We stuck around to watch the Bellagio’s famous waterworks as well, which was definitely worth it. Next we were off to Paris and the copy of the Eiffel Tower, or, as they call it, the Eiffel Tour. So clever! [/sarcasm]. The ride to the top in the glass-plated, bronze-riveted, vaguely Steamy, triangular elevator was pretty exciting, and the view was beautiful. Now if only I hadn’t accidentally brought the Bellingham wind to the desert with me…

(Also, what is WITH these crazy elevators? Triangular, people!!)

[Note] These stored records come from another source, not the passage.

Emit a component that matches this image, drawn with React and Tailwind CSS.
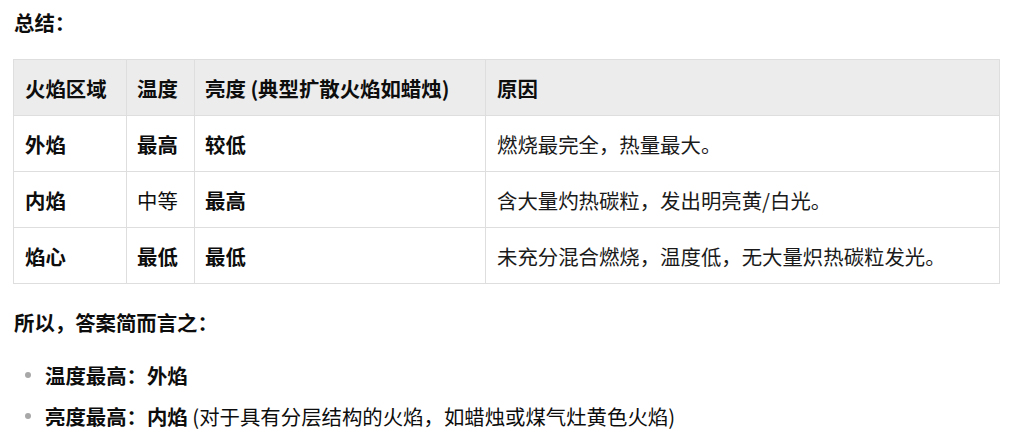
import React from "react";

const rows = [
  { zone: "外焰", temp: "最高", tempBold: true, bright: "较低", reason: "燃烧最完全，热量最大。" },
  { zone: "内焰", temp: "中等", tempBold: false, bright: "最高", reason: "含大量灼热碳粒，发出明亮黄/白光。" },
  { zone: "焰心", temp: "最低", tempBold: true, bright: "最低", reason: "未充分混合燃烧，温度低，无大量炽热碳粒发光。" },
];

const App = () => {
  return (
    <div
      className="w-[1017px] h-[438px] overflow-hidden bg-white text-[#0d0d0d] text-[20.4px] leading-[30px]"
      style={{ fontFamily: '"Noto Sans CJK SC", "Noto Sans", sans-serif' }}
    >
      <p className="pl-[14px] pt-[7px] font-bold">总结：</p>

      <table className="ml-[13px] mt-[22px] border-collapse w-[987px] table-fixed">
        <colgroup>
          <col className="w-[113px]" />
          <col className="w-[68px]" />
          <col className="w-[291px]" />
          <col />
        </colgroup>
        <thead>
          <tr className="bg-[#ececec] h-[56px]">
            <th className="border border-[#dedede] px-[11px] text-left font-bold">火焰区域</th>
            <th className="border border-[#dedede] px-[10px] text-left font-bold">温度</th>
            <th className="border border-[#dedede] px-[10px] text-left font-bold whitespace-nowrap">亮度 (典型扩散火焰如蜡烛)</th>
            <th className="border border-[#dedede] px-[11px] text-left font-bold">原因</th>
          </tr>
        </thead>
        <tbody>
          {rows.map((r) => (
            <tr key={r.zone} className="h-[56px]">
              <td className="border border-[#dedede] px-[11px] font-bold">{r.zone}</td>
              <td className={"border border-[#dedede] px-[10px] " + (r.tempBold ? "font-bold" : "font-normal")}>{r.temp}</td>
              <td className="border border-[#dedede] px-[10px] font-bold">{r.bright}</td>
              <td className="border border-[#dedede] px-[11px] text-[#1a1a1a]">{r.reason}</td>
            </tr>
          ))}
        </tbody>
      </table>

      <p className="pl-[14px] mt-[23px] font-bold">所以，答案简而言之：</p>

      <ul className="mt-[23px] flex flex-col gap-[11px]">
        <li className="flex items-center">
          <span className="ml-[25px] mr-[14px] w-[6px] h-[6px] rounded-full bg-[#a8a8a8]" />
          <span className="font-bold">温度最高：外焰</span>
        </li>
        <li className="flex items-center">
          <span className="ml-[25px] mr-[14px] w-[6px] h-[6px] rounded-full bg-[#a8a8a8]" />
          <span>
            <span className="font-bold">亮度最高：内焰</span> (对于具有分层结构的火焰，如蜡烛或煤气灶黄色火焰)
          </span>
        </li>
      </ul>
    </div>
  );
};

export default App;
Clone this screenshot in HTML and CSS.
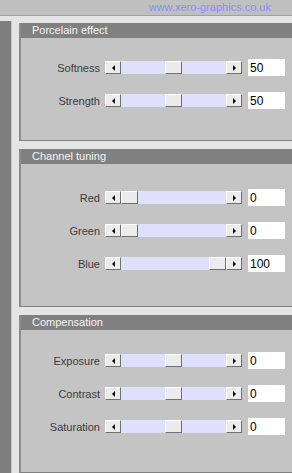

We continued cruising after that, moving down the strip to the Sugar Factory, which broke my will. The walls are lined with photos of celebrities toting their lollipops, and I gave in. They’re just so sparkly…you’ll see what I mean after I get my coveted photo in front of the store.

After that we hit New York New York again, this time for the roller coaster. It was shockingly legit. I had to ride it twice. There was some great anti-gravity (g-force?) action, and I think the photo snapped by the automatic station says it all: [photo/coming soon, when I have a scanner!]

Finally, we hi-tailed it to the Hard Rock café, where we had the best service we received all day and I personally consumed one of the best burgers on the planet (I am convinced) while rocking out to wonders ranging from David Bowie’s China Girl and Queen’s Find Me Somebody to Love to Avenged Sevenfold, Everclear, and Pink.

The last misadventure on the eighteen hour tour was a misplaced tram, but we ended up back in the Luxor eventually, and who really minds a Vegas scenic route? Now it’s far too late, or early, the city is lit up outside the Luxor and the city bounds are distinctly marked where the nothingness of the desert begins. And, while Las Vegas is the city that never sleeps, I can’t quite keep up with that standard. So, for tomorrow, pray for thunder over the Luxor, and I’ll see you at Treasure Island for Cirque’s Mystère.